The bill targets the state's largest county, which has become more Democratic in recent years, over problems that arose during last year's election.
People early vote in Houston
People vote early in Houston in the 2020 election. Harris County has come under fire from Republican legislators over the administration of last year's election.Julia Benarrous / AFP via Getty Images file

The Texas Legislature is advancing a bill that would allow the secretary of state to redo elections in Harris County, where a number of Democratic candidates posted strong midterm election results and which has been dogged by GOP claims of election mismanagement.

The Republican-controlled Senate passed the bill Tuesday and sent it to the state House. If it is enacted, it would allow the secretary of state to toss out election results in the state's largest county and call a new vote if there is "good cause" to believe that at least 2% of polling places ran out of usable ballots during voting hours.

The bill would apply only to counties with populations greater than 2.7 million, effectively singling out Harris County, which is home to Houston and has by far the largest population in the state, at nearly 5 million. In recent decades, Harris County has become more Democratic.

Last year, the Harris County Republican Party sued the county and Clifford Tatum, its election administrator, over the administration of last year's election, and numerous Republicans also challenged their losses and called for the election to be redone. During the election, a legal battle arose over whether to extend voting hours at Harris County’s polling places after several locations had issues, including ballot paper shortages and late openings.

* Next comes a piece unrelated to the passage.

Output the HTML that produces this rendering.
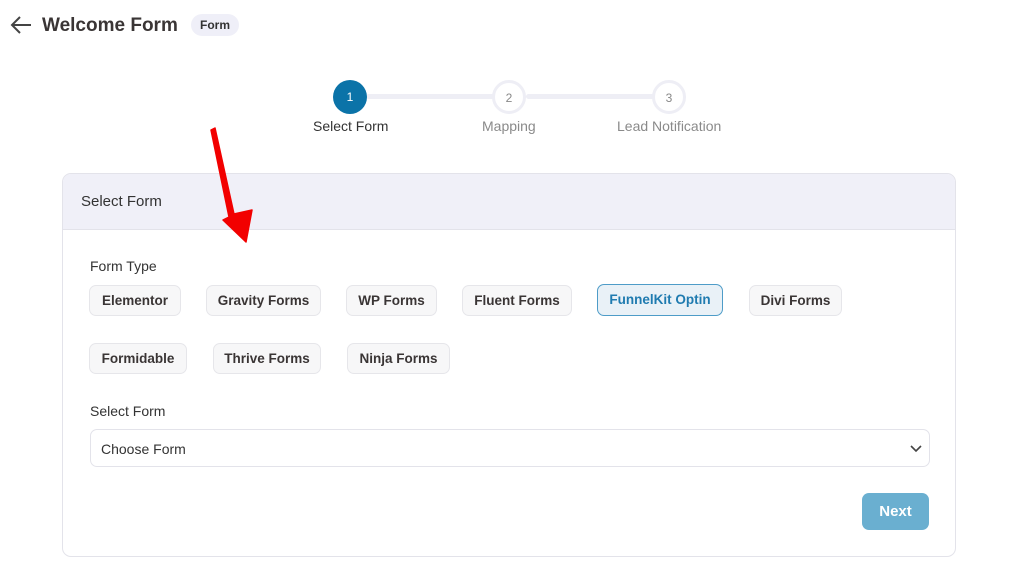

In an assessment of the 2022 midterms, the Harris County Election Administration Office preliminarily could not conclude whether paper shortages resulted in voters’ being turned away.

Tatum’s office replied to a request for comment with a fact sheet listing upgrades for future elections and examples of issues with elections before the county created an election administrator role.

Republican state Sen. Mayes Middleton, a co-sponsor of the bill, said the measure would provide a remedy for "systemic ballot paper denial."

"We had 253 counties that had no issues, really, with ballot paper. We had one that did," Middleton said Monday in a speech on the Senate floor. "This is an important accountability tool."

State Sen. Borris Miles, a Democrat who represents part of Harris County, acknowledged that the county had problems with election administration but said some of the claims of mismanagement were “more conspiracy than fact.”

State Sen. Sarah Eckhardt, also a Democrat, said in criticizing the GOP bill that redoing an election could cost tens of millions of dollars.

"I completely agree that no polling place should run out of paper," Eckhardt said. "But the bill has no requirement that the blunder must have had, or even probably had, any effect on the outcome of the election."

A Texas secretary of state’s office audit of the 2020 election, which was managed by Tatum’s predecessor and took place at the height of the Covid pandemic, found that Harris County had "very serious issues" in its handling of electronic media. But it did not find evidence of fraud or intentional disenfranchisement.

Allegations of election mismanagement and fraud from conservative candidates and their supporters have become increasingly common in the wake of former President Donald Trump's baseless claims of voter fraud over his 2020 election loss.

Mimi Marziani, a professor at the University of Texas School of Law and a former president of the Texas Civil Rights Project, a nonprofit group that advocates for voter rights, said the bill was a "partisan power grab" over Harris County.

"It gives an unelected person the authority, without any procedural guardrails, to overturn an election when there are paper ballot issues," Marziani said. "It's very easy to see how this vast authority could be abused in a way that's profoundly undemocratic."

She added that there are existing mechanisms to address election errors, including recount litigation.